The holiday shopping season is crucial for retailers since most of their profitability for the entire year hinges on how they perform during this time.
Moreover, Black Friday, the biggest shopping day of the year, also provides investors with some insight into the overall health of the economy. If stores are busy and cash registers are ringing, that's good news for retailers and thus the stock market.
Some 140 million people are expected to hit the stores this Thanksgiving weekend, according to the National Retail Federation. More than $50 billion in sales is on the line and up for grabs in just a single weekend during what is retail's most competitive and lucrative season.
Indeed, Black Friday is said to be the shopping day that helps retailers go "in the black" after being "in the red."
But that's not exactly how Black Friday got its name.
Black Friday owes its name to the Philadelphia Police Department.

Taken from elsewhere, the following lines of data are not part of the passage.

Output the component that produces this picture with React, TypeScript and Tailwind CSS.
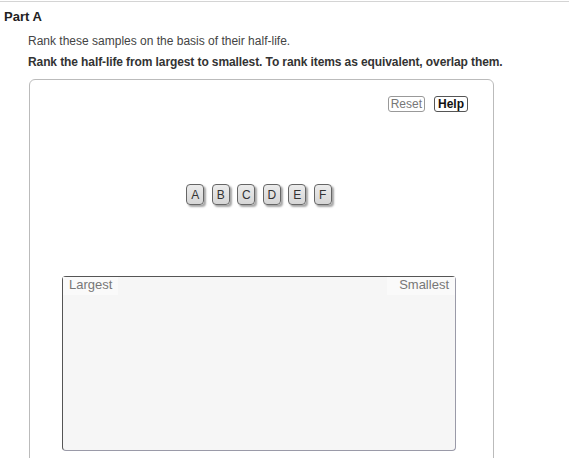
import React from "react";

const chips = ["A", "B", "C", "D", "E", "F"];

export default function App() {
  return (
    <div className="w-[569px] h-[458px] overflow-hidden bg-white font-['Liberation_Sans',Arial,sans-serif]">
      <div className="mt-[1px] border-t border-[#d4d4d4]">
        <h2 className="pl-[4px] pt-[7px] text-[13px] leading-[16px] font-bold text-[#222]">Part A</h2>
        <div className="pl-[28px]">
          <p className="mt-[9px] text-[12px] leading-[14px] text-[#444]">
            Rank these samples on the basis of their half-life.
          </p>
          <p className="mt-[7px] text-[12px] leading-[14px] font-bold text-[#333] tracking-[-0.1px]">
            Rank the half-life from largest to smallest. To rank items as equivalent, overlap them.
          </p>
          <div className="mt-[10px] ml-[1px] w-[465px] h-[400px] rounded-[6px] border border-[#bbbbbb] bg-white">
            <div className="flex justify-end gap-[9px] pt-[16px] pr-[25px]">
              <button className="h-[16px] px-[2px] rounded-[3px] border border-[#999] text-[12px] leading-[14px] text-[#777] bg-white">
                Reset
              </button>
              <button className="h-[16px] px-[3px] rounded-[3px] border border-[#555] text-[12px] leading-[14px] font-bold text-[#111] bg-white">
                Help
              </button>
            </div>
            <div className="mt-[72px] flex justify-center gap-[7.5px] pr-[5px]">
              {chips.map((c) => (
                <div
                  key={c}
                  className="w-[18px] h-[21px] rounded-[4px] border border-[#666] bg-gradient-to-b from-[#ececec] to-[#d6d6d6] shadow-[2px_2px_2px_rgba(0,0,0,0.35)] flex items-center justify-center text-[12px] text-[#333]"
                >
                  {c}
                </div>
              ))}
            </div>
            <div className="mt-[71px] ml-[32px] w-[394px] h-[175px] rounded-[4px] border border-[#9a9aa8] border-l-[#555] border-t-[#555] bg-[#f6f6f6] flex justify-between items-start">
              <span className="bg-[#fafafa] pl-[6px] pr-[6px] h-[18px] text-[13px] leading-[16px] text-[#777]">Largest</span>
              <span className="bg-[#fafafa] pl-[12px] pr-[6px] h-[18px] text-[13px] leading-[16px] text-[#777]">Smallest</span>
            </div>
          </div>
        </div>
      </div>
    </div>
  );
}
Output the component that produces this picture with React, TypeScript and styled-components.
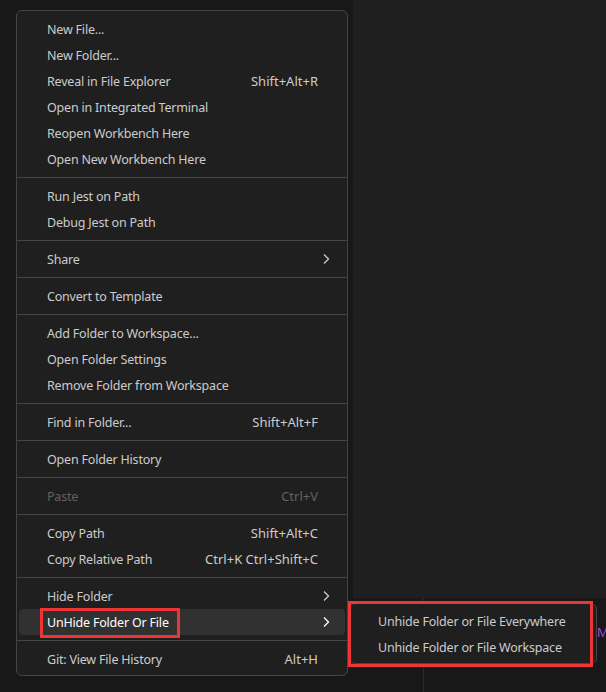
import React from 'react'
import styled, { createGlobalStyle } from 'styled-components'

const GlobalStyle = createGlobalStyle`
  html, body {
    margin: 0;
    padding: 0;
    background: #181818;
  }
  body {
    font-family: "Noto Sans", "Open Sans", sans-serif;
    -webkit-font-smoothing: antialiased;
  }
`;

const Screen = styled.div`
  position: relative;
  display: flex;
  width: 606px;
  height: 692px;
  overflow: hidden;
  background: #181818;
`;

const Sidebar = styled.aside`
  width: 353px;
  flex: none;
  padding: 10px 0 0 16px;
  box-sizing: border-box;
  background: #181818;
`;

const Workbench = styled.main`
  flex: 1;
  display: flex;
  flex-direction: column;
`;

const Editor = styled.section`
  height: 598px;
  background: #1f1f1f;
`;

const Panel = styled.section`
  flex: 1;
  display: flex;
  background: #181818;
`;

const PanelGutter = styled.div`
  width: 70px;
  border-right: 1px solid #2b2b2b;
`;

const PanelBody = styled.div`
  flex: 1;
  padding: 22px 0 0 173px;
`;

const Glyph = styled.span`
  font-size: 13px;
  line-height: 16px;
  background: linear-gradient(90deg, #c04ee0, #6c5bff);
  -webkit-background-clip: text;
  background-clip: text;
  color: transparent;
`;

const Menu = styled.div`
  width: 332px;
  box-sizing: border-box;
  padding: 5px 0 3px;
  background: #1f1f1f;
  border: 1px solid #454545;
  border-radius: 6px;
  font-size: 12.5px;
  letter-spacing: -0.2px;
  color: #cccccc;
`;

const Row = styled.div<{ $active?: boolean; $disabled?: boolean }>`
  position: relative;
  display: flex;
  align-items: center;
  height: 26px;
  margin: 0 2px;
  padding: 0 27px 0 28px;
  border-radius: 4px;
  background: ${(p) => (p.$active ? '#313131' : 'transparent')};
  color: ${(p) => (p.$disabled ? '#626262' : p.$active ? '#ffffff' : '#cccccc')};
  white-space: nowrap;
`;

const Label = styled.span<{ $marked?: boolean }>`
  position: relative;
  flex: 1;
  flex-grow: ${(p) => (p.$marked ? 0 : 1)};
  &::after {
    content: '';
    display: ${(p) => (p.$marked ? 'block' : 'none')};
    position: absolute;
    left: -7px;
    right: -11px;
    top: -6px;
    bottom: -7px;
    border: 3px solid #ef3535;
  }
`;

const Spacer = styled.span`
  flex: 1;
`;

const Shortcut = styled.span`
  margin-left: 24px;
  font-size: 13px;
  letter-spacing: 0;
`;

const Chevron = styled.svg`
  position: absolute;
  right: 15px;
  top: 7px;
  width: 8px;
  height: 12px;
`;

const Separator = styled.div`
  height: 1px;
  margin: 5px 0;
  background: #454545;
`;

const SubMenu = styled.div`
  position: absolute;
  left: 349px;
  top: 603px;
  width: 248px;
  box-sizing: border-box;
  padding: 4px 0 3px;
  background: #1f1f1f;
  border: 1px solid #454545;
  border-radius: 6px;
  font-size: 12.5px;
  letter-spacing: -0.2px;
  color: #cccccc;
`;

const SubRow = styled.div`
  height: 26px;
  display: flex;
  align-items: center;
  padding-left: 28px;
  white-space: nowrap;
`;

const Callout = styled.div`
  position: absolute;
  left: 348px;
  top: 601px;
  width: 245px;
  height: 66px;
  box-sizing: border-box;
  border: 3px solid #ef3535;
  pointer-events: none;
`;

type Item = {
  label: string
  shortcut?: string
  submenu?: boolean
  disabled?: boolean
  active?: boolean
  marked?: boolean
}

const groups: Item[][] = [
  [
    { label: 'New File...' },
    { label: 'New Folder...' },
    { label: 'Reveal in File Explorer', shortcut: 'Shift+Alt+R' },
    { label: 'Open in Integrated Terminal' },
    { label: 'Reopen Workbench Here' },
    { label: 'Open New Workbench Here' },
  ],
  [{ label: 'Run Jest on Path' }, { label: 'Debug Jest on Path' }],
  [{ label: 'Share', submenu: true }],
  [{ label: 'Convert to Template' }],
  [
    { label: 'Add Folder to Workspace...' },
    { label: 'Open Folder Settings' },
    { label: 'Remove Folder from Workspace' },
  ],
  [{ label: 'Find in Folder...', shortcut: 'Shift+Alt+F' }],
  [{ label: 'Open Folder History' }],
  [{ label: 'Paste', shortcut: 'Ctrl+V', disabled: true }],
  [
    { label: 'Copy Path', shortcut: 'Shift+Alt+C' },
    { label: 'Copy Relative Path', shortcut: 'Ctrl+K Ctrl+Shift+C' },
  ],
  [
    { label: 'Hide Folder', submenu: true },
    { label: 'UnHide Folder Or File', submenu: true, active: true, marked: true },
  ],
  [{ label: 'Git: View File History', shortcut: 'Alt+H' }],
]

const ChevronIcon = () => (
  <Chevron viewBox="0 0 8 12">
    <path d="M2 1.5 L6.5 6 L2 10.5" fill="none" stroke="currentColor" strokeWidth="1.3" />
  </Chevron>
)

const MenuRow = ({ item }: { item: Item }) => (
  <Row $active={item.active} $disabled={item.disabled}>
    <Label $marked={item.marked}>{item.label}</Label>
    {item.marked && <Spacer />}
    {item.shortcut && <Shortcut>{item.shortcut}</Shortcut>}
    {item.submenu && <ChevronIcon />}
  </Row>
)

const App = () => {
  return (
    <Screen>
      <GlobalStyle />
      <Sidebar>
        <Menu>
          {groups.map((group, i) => (
            <React.Fragment key={i}>
              {i > 0 && <Separator />}
              {group.map((item) => (
                <MenuRow key={item.label} item={item} />
              ))}
            </React.Fragment>
          ))}
        </Menu>
      </Sidebar>
      <Workbench>
        <Editor />
        <Panel>
          <PanelGutter />
          <PanelBody>
            <Glyph>M</Glyph>
          </PanelBody>
        </Panel>
      </Workbench>
      <SubMenu>
        <SubRow>Unhide Folder or File Everywhere</SubRow>
        <SubRow>Unhide Folder or File Workspace</SubRow>
      </SubMenu>
      <Callout />
    </Screen>
  )
}

export default App
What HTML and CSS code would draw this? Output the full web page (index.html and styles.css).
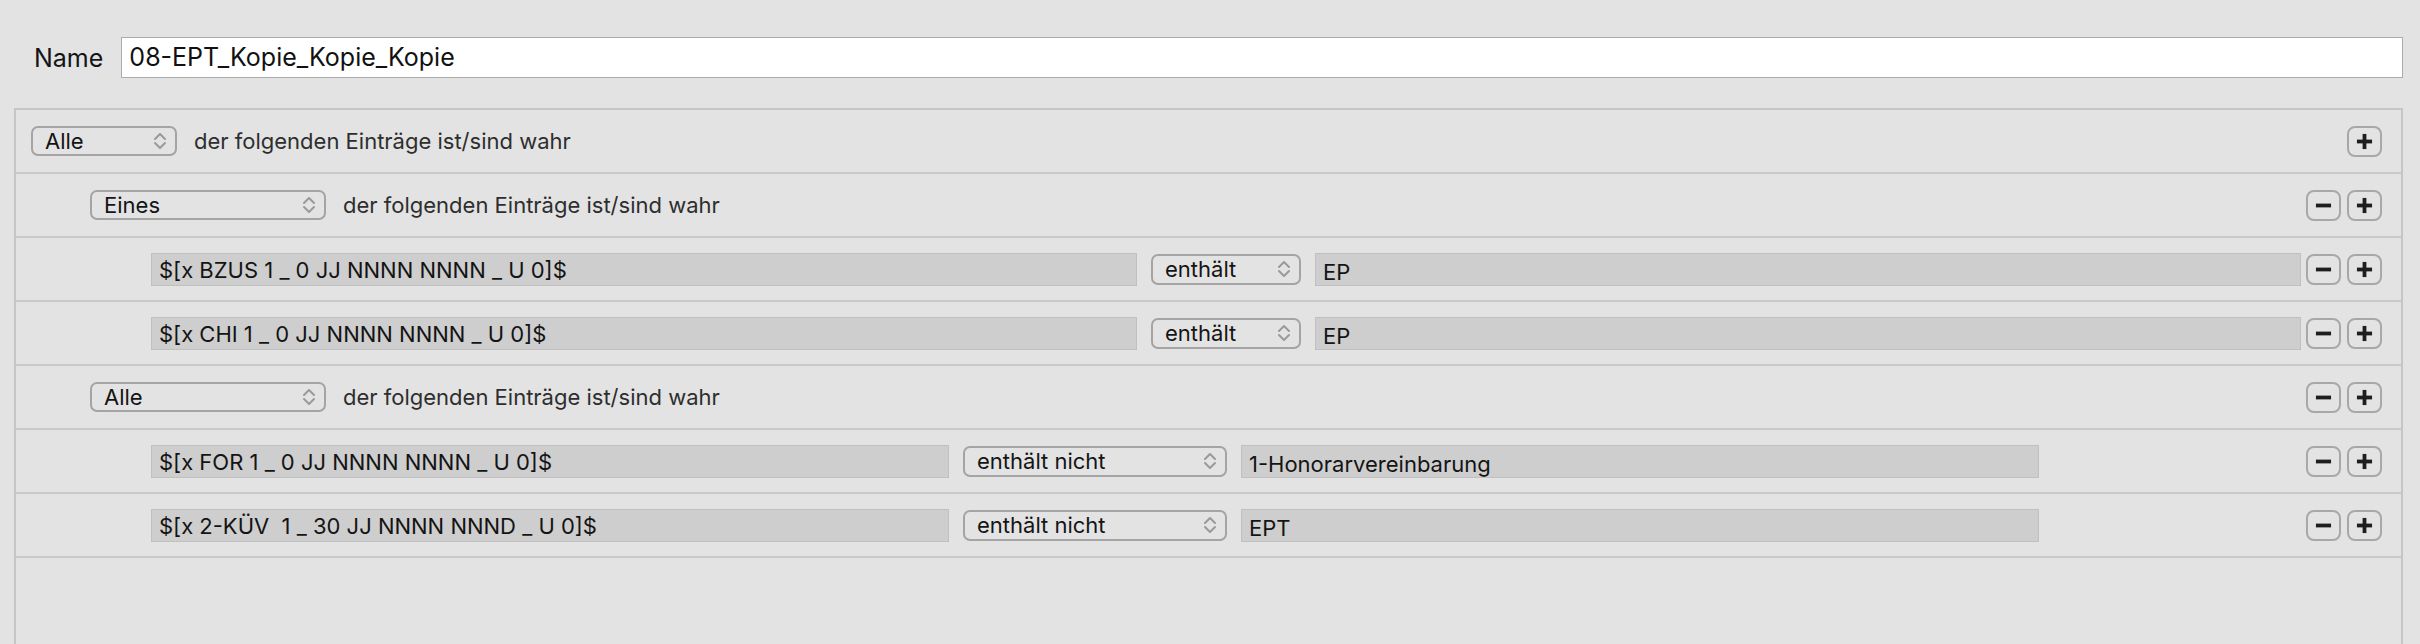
FILE: index.html
```html
<!DOCTYPE html>
<html lang="de">
<head>
<meta charset="utf-8">
<title>Regel</title>
<link rel="stylesheet" href="styles.css">
</head>
<body>
<div class="name-row">
  <span class="name-label">Name</span>
  <div class="name-input">08-EPT_Kopie_Kopie_Kopie</div>
</div>

<div class="panel">
  <div class="row lvl0">
    <div class="popup w-top"><span>Alle</span><svg class="chev" viewBox="0 0 14 20"><polyline points="2,8 7,3 12,8"/><polyline points="2,12 7,17 12,12"/></svg></div>
    <span class="desc">der folgenden Einträge ist/sind wahr</span>
    <div class="btns">
      <div class="btn"><svg viewBox="0 0 18 18"><rect x="1" y="7" width="16" height="4"/><rect x="7" y="1" width="4" height="16"/></svg></div>
    </div>
  </div>

  <div class="row lvl1">
    <div class="popup w-group"><span>Eines</span><svg class="chev" viewBox="0 0 14 20"><polyline points="2,8 7,3 12,8"/><polyline points="2,12 7,17 12,12"/></svg></div>
    <span class="desc">der folgenden Einträge ist/sind wahr</span>
    <div class="btns">
      <div class="btn"><svg viewBox="0 0 18 18"><rect x="1" y="7" width="16" height="4"/></svg></div>
      <div class="btn"><svg viewBox="0 0 18 18"><rect x="1" y="7" width="16" height="4"/><rect x="7" y="1" width="4" height="16"/></svg></div>
    </div>
  </div>

  <div class="row lvl2">
    <div class="field w-wide">$[x BZUS 1 _ 0 JJ NNNN NNNN _ U 0]$</div>
    <div class="popup w-op"><span>enthält</span><svg class="chev" viewBox="0 0 14 20"><polyline points="2,8 7,3 12,8"/><polyline points="2,12 7,17 12,12"/></svg></div>
    <div class="field value w-wide">EP</div>
    <div class="btns">
      <div class="btn"><svg viewBox="0 0 18 18"><rect x="1" y="7" width="16" height="4"/></svg></div>
      <div class="btn"><svg viewBox="0 0 18 18"><rect x="1" y="7" width="16" height="4"/><rect x="7" y="1" width="4" height="16"/></svg></div>
    </div>
  </div>

  <div class="row lvl2">
    <div class="field w-wide">$[x CHI 1 _ 0 JJ NNNN NNNN _ U 0]$</div>
    <div class="popup w-op"><span>enthält</span><svg class="chev" viewBox="0 0 14 20"><polyline points="2,8 7,3 12,8"/><polyline points="2,12 7,17 12,12"/></svg></div>
    <div class="field value w-wide">EP</div>
    <div class="btns">
      <div class="btn"><svg viewBox="0 0 18 18"><rect x="1" y="7" width="16" height="4"/></svg></div>
      <div class="btn"><svg viewBox="0 0 18 18"><rect x="1" y="7" width="16" height="4"/><rect x="7" y="1" width="4" height="16"/></svg></div>
    </div>
  </div>

  <div class="row lvl1">
    <div class="popup w-group"><span>Alle</span><svg class="chev" viewBox="0 0 14 20"><polyline points="2,8 7,3 12,8"/><polyline points="2,12 7,17 12,12"/></svg></div>
    <span class="desc">der folgenden Einträge ist/sind wahr</span>
    <div class="btns">
      <div class="btn"><svg viewBox="0 0 18 18"><rect x="1" y="7" width="16" height="4"/></svg></div>
      <div class="btn"><svg viewBox="0 0 18 18"><rect x="1" y="7" width="16" height="4"/><rect x="7" y="1" width="4" height="16"/></svg></div>
    </div>
  </div>

  <div class="row lvl2">
    <div class="field w-mid">$[x FOR 1 _ 0 JJ NNNN NNNN _ U 0]$</div>
    <div class="popup w-opn"><span>enthält nicht</span><svg class="chev" viewBox="0 0 14 20"><polyline points="2,8 7,3 12,8"/><polyline points="2,12 7,17 12,12"/></svg></div>
    <div class="field value w-mid">1-Honorarvereinbarung</div>
    <div class="btns">
      <div class="btn"><svg viewBox="0 0 18 18"><rect x="1" y="7" width="16" height="4"/></svg></div>
      <div class="btn"><svg viewBox="0 0 18 18"><rect x="1" y="7" width="16" height="4"/><rect x="7" y="1" width="4" height="16"/></svg></div>
    </div>
  </div>

  <div class="row lvl2">
    <div class="field w-mid">$[x 2-KÜV&nbsp; 1 _ 30 JJ NNNN NNND _ U 0]$</div>
    <div class="popup w-opn"><span>enthält nicht</span><svg class="chev" viewBox="0 0 14 20"><polyline points="2,8 7,3 12,8"/><polyline points="2,12 7,17 12,12"/></svg></div>
    <div class="field value w-mid">EPT</div>
    <div class="btns">
      <div class="btn"><svg viewBox="0 0 18 18"><rect x="1" y="7" width="16" height="4"/></svg></div>
      <div class="btn"><svg viewBox="0 0 18 18"><rect x="1" y="7" width="16" height="4"/><rect x="7" y="1" width="4" height="16"/></svg></div>
    </div>
  </div>
</div>
</body>
</html>
```
FILE: styles.css
```css
html, body {
  margin: 0;
  padding: 0;
  background: #e3e3e3;
  overflow: hidden;
}
body {
  font-family: "Inter", "Roboto", "Liberation Sans", sans-serif;
  color: #161616;
  width: 2420px;
  height: 644px;
}

.name-row {
  display: flex;
  align-items: center;
  margin: 37px 17px 0 34px;
  height: 41px;
}
.name-label {
  font-size: 25px;
  color: #151515;
  margin-right: 18px;
}
.name-input {
  flex: 1;
  height: 41px;
  box-sizing: border-box;
  background: #ffffff;
  border: 1px solid #ababab;
  padding-left: 7px;
  font-size: 25px;
  line-height: 39px;
  color: #111111;
}

.panel {
  margin: 30px 17px 0 14px;
  height: 560px;
  border: 2px solid #c6c6c6;
  border-bottom: none;
}

.row {
  display: flex;
  align-items: center;
  height: 62px;
  border-bottom: 2px solid #c9c9c9;
  padding-right: 19px;
  font-size: 22px;
}
.lvl0 { padding-left: 15px; }
.lvl1 { padding-left: 74px; }
.lvl2 { padding-left: 135px; }

.popup {
  box-sizing: border-box;
  height: 30px;
  border: 2px solid #a4a4a4;
  border-radius: 7px;
  display: flex;
  align-items: center;
  justify-content: space-between;
  padding: 0 8px 0 12px;
  color: #141414;
  flex-shrink: 0;
}
.lvl2 .popup { height: 31px; }
.w-top { width: 146px; }
.w-group { width: 236px; }
.w-op { width: 150px; margin: 0 14px; }
.w-opn { width: 264px; margin: 0 14px; }

.chev {
  width: 14px;
  height: 20px;
  fill: none;
  stroke: #9a9a9a;
  stroke-width: 2;
  stroke-linecap: round;
  stroke-linejoin: round;
}

.desc {
  margin-left: 17px;
  color: #2e2e2e;
}

.field {
  box-sizing: border-box;
  height: 33px;
  background: #cecece;
  border: 1px solid #c0c0c0;
  padding: 2px 0 0 7px;
  line-height: 29px;
  color: #141414;
  white-space: pre;
  flex-shrink: 0;
}
.value { padding-top: 4px; }
.w-wide { width: 986px; }
.w-mid { width: 798px; }

.btns {
  margin-left: auto;
  display: flex;
  gap: 6px;
}
.btn {
  box-sizing: border-box;
  width: 35px;
  height: 31px;
  border: 2px solid #a8a8a8;
  border-radius: 8px;
  display: flex;
  align-items: center;
  justify-content: center;
}
.btn svg {
  width: 17px;
  height: 17px;
  fill: #1e1e1e;
}
```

Sometime in the 1960s, the police force of the City of Brotherly Love started referring to the day after Thanksgiving as "Black Friday." They used the term to describe a "black" day for city cops due to wild traffic jams and unmanageable crowds.
Their improbable hope was that people would take note of the dismal name, deem the whole shopping frenzy as consumer madness, and opt to stay away.
Adding to the shopping mayhem in Philly were mobs of loyal Army and Navy fans in town to watch the legendary Army/Navy football game played regularly the weekend after Thanksgiving.
So the name was originally meant to describe a hectic day in the life of a Philadelphia police officer. It wasn't until the 1980s that the name was associated with retailers and their hopes of "hopping into the black."